I am brand new to looking into analytics on Knime and know members of my team were, in the past, looking at predicting an outcome based on attendance. We know that the “NEET” outcome is more likely to happen when absence rate is closer to 1, but I am having trouble replicating that in Knime. This is more of a training exercise for me at the moment, but I hope to be able to feed in various kinds of data to predict the likely outcome a person will be in next year.
It’s a top-heavy dataset in that (as above) the higher the absence rate, the more likely “NEET” is. However, when I run the prediction I get a lot of 0s predicted as NEET and a few 1s predicted as “EET”! I am sure this is something to do with my poor understanding of how decision trees work, but I wondered if there is any advice anyone can give any advice?

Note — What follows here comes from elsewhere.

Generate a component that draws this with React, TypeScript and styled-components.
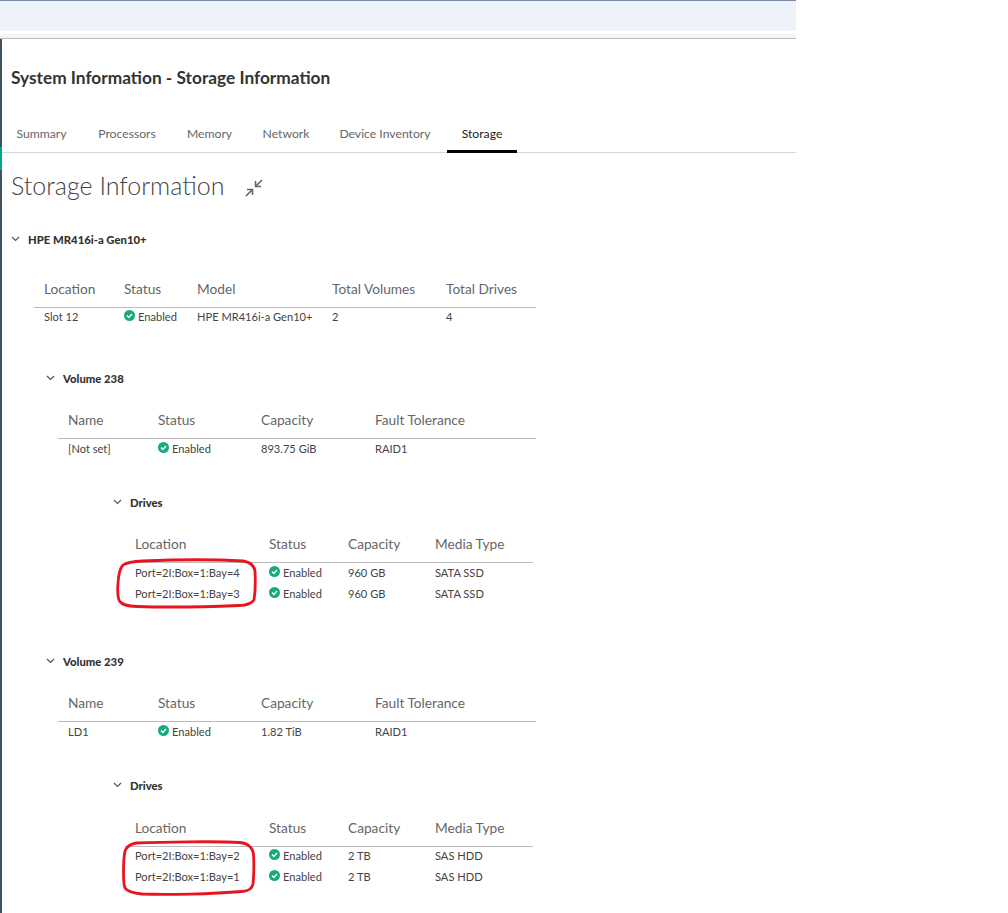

A fine example is that, given I am (currenlty) only feeding raw numbers into it, how has it managed to predict these four differently?
Here is a sample of the input, the set-up and the confusion matrix at the end. It seems alright with the EETs, but not with the NEETs. Maybe it’s just lack of input?
Most of the questions I asked in my first post still stand. Without answers to those, we’re not really in a position to help you diagnose any issues.
Your cropped screenshots just raise more questions. Solely from your description and the screenshots, it looks like you’re using a decision tree to predict a classification, and employing only 1 feature (absence rate)? Is that correct? If this is the case, I don’t really see the point of this or how it could possibly work.